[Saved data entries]
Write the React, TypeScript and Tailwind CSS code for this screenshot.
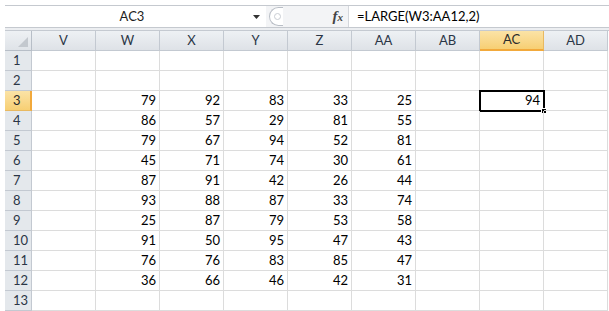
import React from 'react';

const columns = ['V', 'W', 'X', 'Y', 'Z', 'AA', 'AB', 'AC', 'AD'];

// values for W..AA, rows 3..12
const data: Record<number, number[]> = {
  3: [79, 92, 83, 33, 25],
  4: [86, 57, 29, 81, 55],
  5: [79, 67, 94, 52, 81],
  6: [45, 71, 74, 30, 61],
  7: [87, 91, 42, 26, 44],
  8: [93, 88, 87, 33, 74],
  9: [25, 87, 79, 53, 58],
  10: [91, 50, 95, 47, 43],
  11: [76, 76, 83, 85, 47],
  12: [36, 66, 46, 42, 31],
};

const rows = Array.from({ length: 13 }, (_, i) => i + 1);

function cellValue(row: number, col: number): string {
  if (col === 7 && row === 3) return '94';
  const vals = data[row];
  if (!vals) return '';
  if (col >= 1 && col <= 5) return String(vals[col - 1]);
  return '';
}

export default function App() {
  return (
    <div
      className="w-[609px] h-[311px] overflow-hidden bg-white pt-[5px] pl-[5px] text-[#1e1e1e]"
      style={{ fontFamily: 'Lato, "Open Sans", sans-serif' }}
    >
      {/* Formula bar */}
      <div className="flex h-[23px] border-t border-b border-[#c5c9cf] bg-white">
        <div className="flex w-[261px] items-center">
          <div className="flex-1 pl-[6px] text-center text-[13px]">AC3</div>
          <svg width="7" height="4" viewBox="0 0 7 4" className="mr-[6px]">
            <path d="M0 0h7L3.5 4z" fill="#333" />
          </svg>
        </div>
        <div className="flex w-[82px] items-center bg-[#f3f4f6]">
          <div className="relative ml-[3px] h-[19px] w-[14px] rounded-l-full border border-r-0 border-[#b9bec6] bg-white">
            <div className="absolute left-[4px] top-[5px] h-[7px] w-[7px] rounded-full border border-[#c9cdd3]" />
          </div>
          <div className="flex-1" />
          <span
            className="mr-[5px] text-[15px] font-bold italic text-[#444]"
            style={{ fontFamily: '"Liberation Serif", serif' }}
          >
            f<span className="text-[11px]">x</span>
          </span>
        </div>
        <div className="flex flex-1 items-center border-l border-[#d4d7dc] pl-[8px] text-[13px] text-black">
          =LARGE(W3:AA12,2)
        </div>
      </div>
      <div className="h-[3px] bg-[#eceef1] border-b border-[#c5cad1]" />

      {/* Sheet */}
      <div className="grid grid-cols-[27px_repeat(9,64px)] grid-rows-[20px_repeat(13,20px)]">
        <div className="relative border-r border-b border-[#b7bec7] bg-gradient-to-b from-[#eef1f4] to-[#dfe3e8]">
          <svg width="10" height="10" viewBox="0 0 10 10" className="absolute right-[3px] bottom-[3px]">
            <path d="M10 0V10H0z" fill="#c3c8ce" />
          </svg>
        </div>
        {columns.map((c) => (
          <div
            key={c}
            className={
              c === 'AC'
                ? 'flex items-center justify-center border-r border-b-2 border-r-[#e8b961] border-b-[#f2a93b] bg-gradient-to-b from-[#fbe3a6] to-[#f7cf73] text-[13px] text-[#2b2b2b]'
                : 'flex items-center justify-center border-r border-b border-[#c3c9d1] bg-gradient-to-b from-[#eef1f4] to-[#dee2e7] text-[13px] text-[#2b3646]'
            }
          >
            {c}
          </div>
        ))}
        {rows.map((r) => (
          <React.Fragment key={r}>
            <div
              className={
                r === 3
                  ? 'flex items-center pl-[8px] border-r-2 border-b border-r-[#f2a93b] border-b-[#e8b961] bg-gradient-to-b from-[#fbe3a6] to-[#f7cf73] text-[13px] text-[#2b2b2b]'
                  : 'flex items-center pl-[8px] border-r border-b border-[#c3c9d1] bg-[#e4e8ec] text-[13px] text-[#2b3646]'
              }
            >
              {r}
            </div>
            {columns.map((c, ci) => (
              <div
                key={c}
                className="relative flex items-center justify-end border-r border-b border-[#dcdcdc] pr-[3px] text-[13px] text-black"
              >
                {cellValue(r, ci)}
                {r === 3 && c === 'AC' && (
                  <>
                    <div className="absolute -left-[1px] -top-[1px] h-[22px] w-[66px] border-2 border-black" />
                    <div className="absolute -right-[4px] -bottom-[4px] h-[6px] w-[6px] border border-white bg-black" />
                  </>
                )}
              </div>
            ))}
          </React.Fragment>
        ))}
      </div>
    </div>
  );
}
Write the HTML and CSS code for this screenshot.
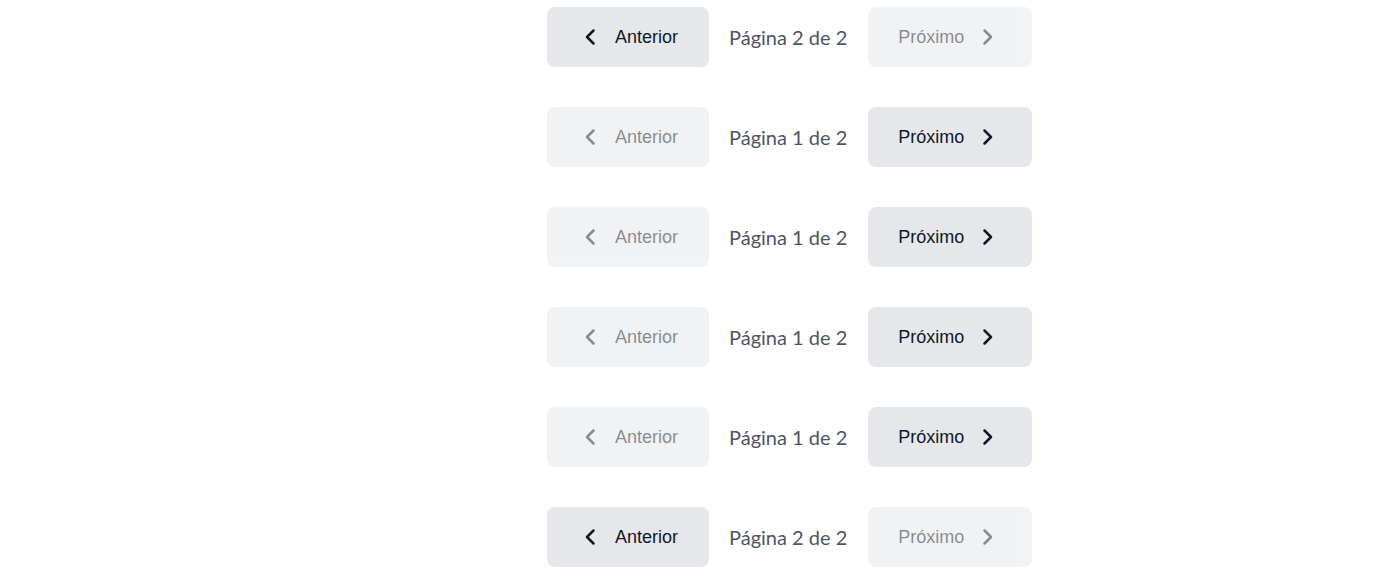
FILE: index.html
```html
<!DOCTYPE html>
<html lang="pt">
<head>
<meta charset="utf-8">
<title>Paginação</title>
<link rel="stylesheet" href="styles.css">
</head>
<body>
<main class="list">
  <nav class="pager">
    <button class="btn btn-prev"><svg class="ico" viewBox="0 0 24 24"><path d="M14.5 18.5 8 12l6.5-6.5"/></svg><span>Anterior</span></button>
    <span class="info">Página 2 de 2</span>
    <button class="btn btn-next" disabled><span>Próximo</span><svg class="ico" viewBox="0 0 24 24"><path d="M9.5 5.5 16 12l-6.5 6.5"/></svg></button>
  </nav>
  <nav class="pager">
    <button class="btn btn-prev" disabled><svg class="ico" viewBox="0 0 24 24"><path d="M14.5 18.5 8 12l6.5-6.5"/></svg><span>Anterior</span></button>
    <span class="info">Página 1 de 2</span>
    <button class="btn btn-next"><span>Próximo</span><svg class="ico" viewBox="0 0 24 24"><path d="M9.5 5.5 16 12l-6.5 6.5"/></svg></button>
  </nav>
  <nav class="pager">
    <button class="btn btn-prev" disabled><svg class="ico" viewBox="0 0 24 24"><path d="M14.5 18.5 8 12l6.5-6.5"/></svg><span>Anterior</span></button>
    <span class="info">Página 1 de 2</span>
    <button class="btn btn-next"><span>Próximo</span><svg class="ico" viewBox="0 0 24 24"><path d="M9.5 5.5 16 12l-6.5 6.5"/></svg></button>
  </nav>
  <nav class="pager">
    <button class="btn btn-prev" disabled><svg class="ico" viewBox="0 0 24 24"><path d="M14.5 18.5 8 12l6.5-6.5"/></svg><span>Anterior</span></button>
    <span class="info">Página 1 de 2</span>
    <button class="btn btn-next"><span>Próximo</span><svg class="ico" viewBox="0 0 24 24"><path d="M9.5 5.5 16 12l-6.5 6.5"/></svg></button>
  </nav>
  <nav class="pager">
    <button class="btn btn-prev" disabled><svg class="ico" viewBox="0 0 24 24"><path d="M14.5 18.5 8 12l6.5-6.5"/></svg><span>Anterior</span></button>
    <span class="info">Página 1 de 2</span>
    <button class="btn btn-next"><span>Próximo</span><svg class="ico" viewBox="0 0 24 24"><path d="M9.5 5.5 16 12l-6.5 6.5"/></svg></button>
  </nav>
  <nav class="pager">
    <button class="btn btn-prev"><svg class="ico" viewBox="0 0 24 24"><path d="M14.5 18.5 8 12l6.5-6.5"/></svg><span>Anterior</span></button>
    <span class="info">Página 2 de 2</span>
    <button class="btn btn-next" disabled><span>Próximo</span><svg class="ico" viewBox="0 0 24 24"><path d="M9.5 5.5 16 12l-6.5 6.5"/></svg></button>
  </nav>
</main>
</body>
</html>
```
FILE: styles.css
```css
html, body {
  margin: 0;
  background: #ffffff;
}
body {
  font-family: "Liberation Sans", Arial, sans-serif;
}
.list {
  display: flex;
  flex-direction: column;
  gap: 40px;
  padding: 7px 0 0 547px;
}
.pager {
  display: flex;
  align-items: center;
  gap: 20px;
}
.btn {
  display: flex;
  align-items: center;
  gap: 12px;
  height: 60px;
  border: 0;
  border-radius: 8px;
  background: #e5e7eb;
  color: #111827;
  font-family: "Liberation Sans", Arial, sans-serif;
  font-size: 18px;
  cursor: pointer;
}
.btn-prev {
  padding: 0 31px 0 32px;
}
.btn-next {
  gap: 11px;
  padding: 0 33px 0 30px;
}
.btn:disabled {
  opacity: 0.5;
  cursor: default;
}
.ico {
  width: 24px;
  height: 24px;
  fill: none;
  stroke: currentColor;
  stroke-width: 2.5;
  stroke-linecap: round;
  stroke-linejoin: round;
}
.info {
  font-family: Lato, "Open Sans", sans-serif;
  font-size: 20px;
  color: #4b5563;
  margin-right: 1px;
}
```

Exercise requirements
Tally every line of the data that holds the word "React" and write the count alone.

Exercise output
4